Sky Seminar: Emmett Witchel – UT Austin

Serverless computing has become increasingly popular for building scalable cloud applications, such as video analytics and machine learning. One key challenge is the mismatch between the stateless nature of serverless functions and the stateful applications built with them. Managing shared state using current options, e.g., cloud databases or object stores, struggles to achieve strong consistency and fault tolerance while maintaining high performance and scalability.

Distributed shared logs provide storage that can simultaneously achieve scalability, strong consistency, and fault tolerance. A distributed shared log offers a simple abstraction: a totally ordered log that can be accessed and appended concurrently. Boki is a functions-as-a-service (FaaS) runtime that provides a shared log API for serverless functions to store shared state.

Boki separates the read and write path, where writes are optimized with scale-out bandwidth and read locality is optimized with a cache on function nodes. It also provides flexible metadata tags to optimize selective reads. Boki provides high performance, read consistency and fault tolerance with a single log-based mechanism, the metalog.

We implement streaming computations on Boki featuring exactly once execution for each input record, even under server failures. Serverless functions provide elastic compute that can be scaled up or down. Keeping related records in a single, totally ordered Boki logbook provides significant speedups in part due to replacing a two-phase commit protocol with a one-phase protocol.
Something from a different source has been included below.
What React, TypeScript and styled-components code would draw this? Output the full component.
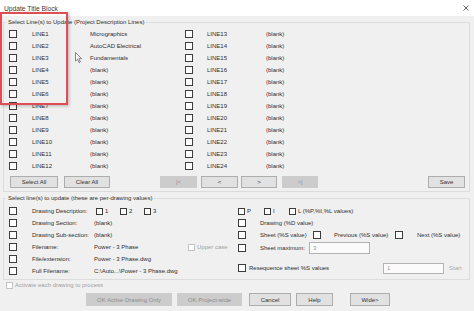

Emmett Witchel is Professor of Computer Science at the University of Texas at Austin, where he has been on the faculty since 2004, after receiving his PhD at MIT. His thesis won honorable mention for the ACM doctoral dissertation award. Witchel’s research interests include operating systems, security, architecture, and concurrency. His recent work has been on serverless computing, fault-tolerant logs, persistent memory, side-channel security for GPUs, and trusted execution environments. He co-chaired architectural support for programming languages and operating systems (ASPLOS) in 2019. His publishing recognition includes research highlights in Communications of the ACM (CACM), IEEE Micro top picks, and best paper awards at both the
symposium on operating systems principles (SOSP) and operating systems design and implementation (OSDI). He was on the founding team of Katana Graph (2019), a graph database company, and works as a principle engineer.